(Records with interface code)
──────

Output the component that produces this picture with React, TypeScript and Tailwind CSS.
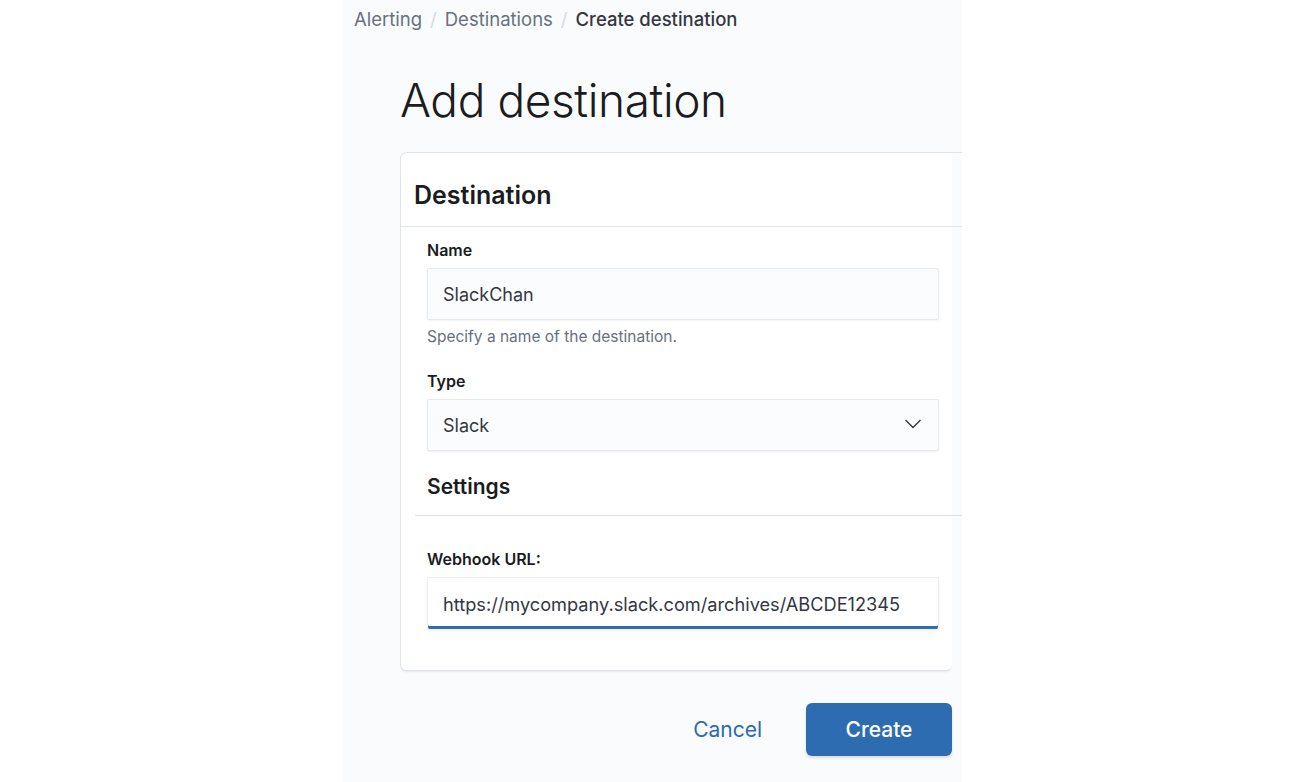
import React from "react";

const font = { fontFamily: "Inter, 'Noto Sans', sans-serif" };

export default function App() {
  const [name, setName] = React.useState("SlackChan");
  const [type, setType] = React.useState("Slack");
  const [url, setUrl] = React.useState("https://mycompany.slack.com/archives/ABCDE12345");

  return (
    <div className="flex h-[782px] w-full bg-white" style={font}>
      <div className="ml-[343px] h-[782px] w-[619px] overflow-hidden bg-[#fafbfd]">
        <nav className="flex h-[40px] items-center gap-[8px] pl-[11px] text-[18.5px] text-[#69707d]">
          <span>Alerting</span>
          <span className="text-[#d3dae6]">/</span>
          <span>Destinations</span>
          <span className="text-[#d3dae6]">/</span>
          <span className="font-medium text-[#343741]">Create destination</span>
        </nav>

        <h1 className="ml-[57px] mt-[32px] text-[46px] font-light leading-[56px] tracking-[-0.4px] text-[#1a1c21]">
          Add destination
        </h1>

        <div className="ml-[57px] mt-[24px] w-[552px]">
          <div className="rounded-b-[6px] rounded-tl-[6px] border-b border-l border-[#dfe3ea] bg-white shadow-[0_3px_2px_-2px_rgba(0,0,0,0.08)]">
            <div className="-mr-[12px] flex h-[75px] items-center rounded-tl-[6px] border-b border-t border-[#dfe3ea] px-[13px] pt-[10px]">
              <h2 className="text-[25px] font-semibold leading-[32px] text-[#1a1c21]">Destination</h2>
            </div>

            <div className="pb-[41px] pl-[26px] pr-[27px] pt-[13px]">
              <Label text="Name" />
              <input
                className="mt-[8px] h-[52px] w-[512px] rounded-[2px] border border-[#e6e9f0] bg-[#fbfcfd] px-[15px] text-[18px] text-[#343741] shadow-[0_1px_2px_rgba(0,0,0,0.05)] outline-none"
                value={name}
                onChange={(event) => setName(event.target.value)}
              />
              <p className="mt-[7px] text-[15.5px] leading-[20px] text-[#69707d]">Specify a name of the destination.</p>

              <div className="mt-[24px]">
                <Label text="Type" />
              </div>
              <div className="relative mt-[8px] h-[52px] w-[512px]">
                <select
                  className="h-full w-full appearance-none rounded-[2px] border border-[#e6e9f0] bg-[#fbfcfd] px-[15px] text-[18px] text-[#343741] shadow-[0_1px_2px_rgba(0,0,0,0.06)] outline-none"
                  value={type}
                  onChange={(event) => setType(event.target.value)}
                >
                  <option>Slack</option>
                  <option>Chime</option>
                  <option>Custom webhook</option>
                </select>
                <svg
                  className="pointer-events-none absolute right-[17px] top-[19px]"
                  width="18"
                  height="12"
                  viewBox="0 0 18 12"
                  fill="none"
                >
                  <polyline points="1.5,2 9,9.5 16.5,2" stroke="#343741" strokeWidth="1.4" />
                </svg>
              </div>

              <h3 className="mt-[22px] text-[21px] font-semibold leading-[28px] text-[#1a1c21]">Settings</h3>
              <div className="-ml-[12px] -mr-[39px] mt-[14px] border-t border-[#dcdfe8]" />

              <div className="mt-[33px]">
                <Label text="Webhook URL:" />
              </div>
              <input
                className="mt-[8px] h-[52px] w-[512px] rounded-[2px] border border-b-0 border-[#eceef3] bg-white px-[15px] text-[18.2px] text-[#343741] shadow-[inset_0_-3px_0_#2f6db5,0_2px_3px_rgba(0,0,0,0.06)] outline-none"
                value={url}
                onChange={(event) => setUrl(event.target.value)}
              />
            </div>
          </div>

          <div className="mt-[32px] flex items-center justify-end gap-[44px]">
            <button className="text-[21px] text-[#2a6bb3]">Cancel</button>
            <button className="h-[53px] w-[146px] rounded-[6px] bg-[#2e6cb2] text-[21px] font-medium text-white shadow-[0_2px_3px_rgba(0,0,0,0.12)]">
              Create
            </button>
          </div>
        </div>
      </div>
    </div>
  );
}

function Label({ text }: { text: string }) {
  return <label className="block text-[16px] font-semibold leading-[20px] text-[#1a1c21]">{text}</label>;
}
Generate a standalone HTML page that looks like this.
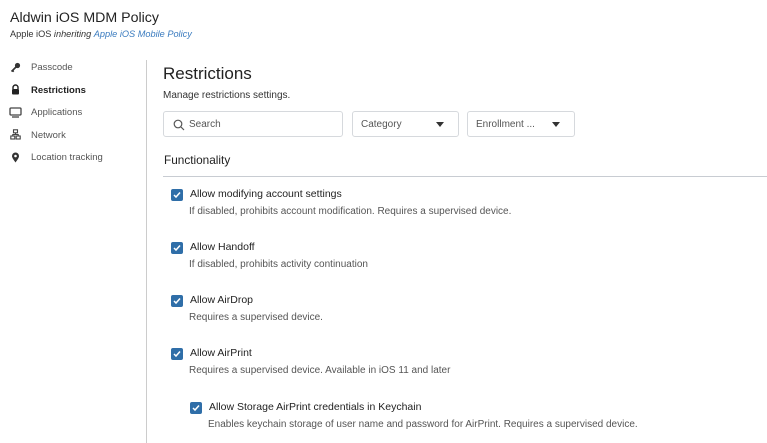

──────

EXERCISE AIM: Retype the whole listing, keeping every line identical and omitting all pictures.

WRITTEN SOLUTION:
Output the component that produces this picture with React, TypeScript and Tailwind CSS.
import React from "react";

const font = { fontFamily: "Inter, 'Noto Sans', sans-serif" };

export default function App() {
  const [name, setName] = React.useState("SlackChan");
  const [type, setType] = React.useState("Slack");
  const [url, setUrl] = React.useState("https://mycompany.slack.com/archives/ABCDE12345");

  return (
    <div className="flex h-[782px] w-full bg-white" style={font}>
      <div className="ml-[343px] h-[782px] w-[619px] overflow-hidden bg-[#fafbfd]">
        <nav className="flex h-[40px] items-center gap-[8px] pl-[11px] text-[18.5px] text-[#69707d]">
          <span>Alerting</span>
          <span className="text-[#d3dae6]">/</span>
          <span>Destinations</span>
          <span className="text-[#d3dae6]">/</span>
          <span className="font-medium text-[#343741]">Create destination</span>
        </nav>

        <h1 className="ml-[57px] mt-[32px] text-[46px] font-light leading-[56px] tracking-[-0.4px] text-[#1a1c21]">
          Add destination
        </h1>

        <div className="ml-[57px] mt-[24px] w-[552px]">
          <div className="rounded-b-[6px] rounded-tl-[6px] border-b border-l border-[#dfe3ea] bg-white shadow-[0_3px_2px_-2px_rgba(0,0,0,0.08)]">
            <div className="-mr-[12px] flex h-[75px] items-center rounded-tl-[6px] border-b border-t border-[#dfe3ea] px-[13px] pt-[10px]">
              <h2 className="text-[25px] font-semibold leading-[32px] text-[#1a1c21]">Destination</h2>
            </div>

            <div className="pb-[41px] pl-[26px] pr-[27px] pt-[13px]">
              <Label text="Name" />
              <input
                className="mt-[8px] h-[52px] w-[512px] rounded-[2px] border border-[#e6e9f0] bg-[#fbfcfd] px-[15px] text-[18px] text-[#343741] shadow-[0_1px_2px_rgba(0,0,0,0.05)] outline-none"
                value={name}
                onChange={(event) => setName(event.target.value)}
              />
              <p className="mt-[7px] text-[15.5px] leading-[20px] text-[#69707d]">Specify a name of the destination.</p>

              <div className="mt-[24px]">
                <Label text="Type" />
              </div>
              <div className="relative mt-[8px] h-[52px] w-[512px]">
                <select
                  className="h-full w-full appearance-none rounded-[2px] border border-[#e6e9f0] bg-[#fbfcfd] px-[15px] text-[18px] text-[#343741] shadow-[0_1px_2px_rgba(0,0,0,0.06)] outline-none"
                  value={type}
                  onChange={(event) => setType(event.target.value)}
                >
                  <option>Slack</option>
                  <option>Chime</option>
                  <option>Custom webhook</option>
                </select>
                <svg
                  className="pointer-events-none absolute right-[17px] top-[19px]"
                  width="18"
                  height="12"
                  viewBox="0 0 18 12"
                  fill="none"
                >
                  <polyline points="1.5,2 9,9.5 16.5,2" stroke="#343741" strokeWidth="1.4" />
                </svg>
              </div>

              <h3 className="mt-[22px] text-[21px] font-semibold leading-[28px] text-[#1a1c21]">Settings</h3>
              <div className="-ml-[12px] -mr-[39px] mt-[14px] border-t border-[#dcdfe8]" />

              <div className="mt-[33px]">
                <Label text="Webhook URL:" />
              </div>
              <input
                className="mt-[8px] h-[52px] w-[512px] rounded-[2px] border border-b-0 border-[#eceef3] bg-white px-[15px] text-[18.2px] text-[#343741] shadow-[inset_0_-3px_0_#2f6db5,0_2px_3px_rgba(0,0,0,0.06)] outline-none"
                value={url}
                onChange={(event) => setUrl(event.target.value)}
              />
            </div>
          </div>

          <div className="mt-[32px] flex items-center justify-end gap-[44px]">
            <button className="text-[21px] text-[#2a6bb3]">Cancel</button>
            <button className="h-[53px] w-[146px] rounded-[6px] bg-[#2e6cb2] text-[21px] font-medium text-white shadow-[0_2px_3px_rgba(0,0,0,0.12)]">
              Create
            </button>
          </div>
        </div>
      </div>
    </div>
  );
}

function Label({ text }: { text: string }) {
  return <label className="block text-[16px] font-semibold leading-[20px] text-[#1a1c21]">{text}</label>;
}
Generate a standalone HTML page that looks like this.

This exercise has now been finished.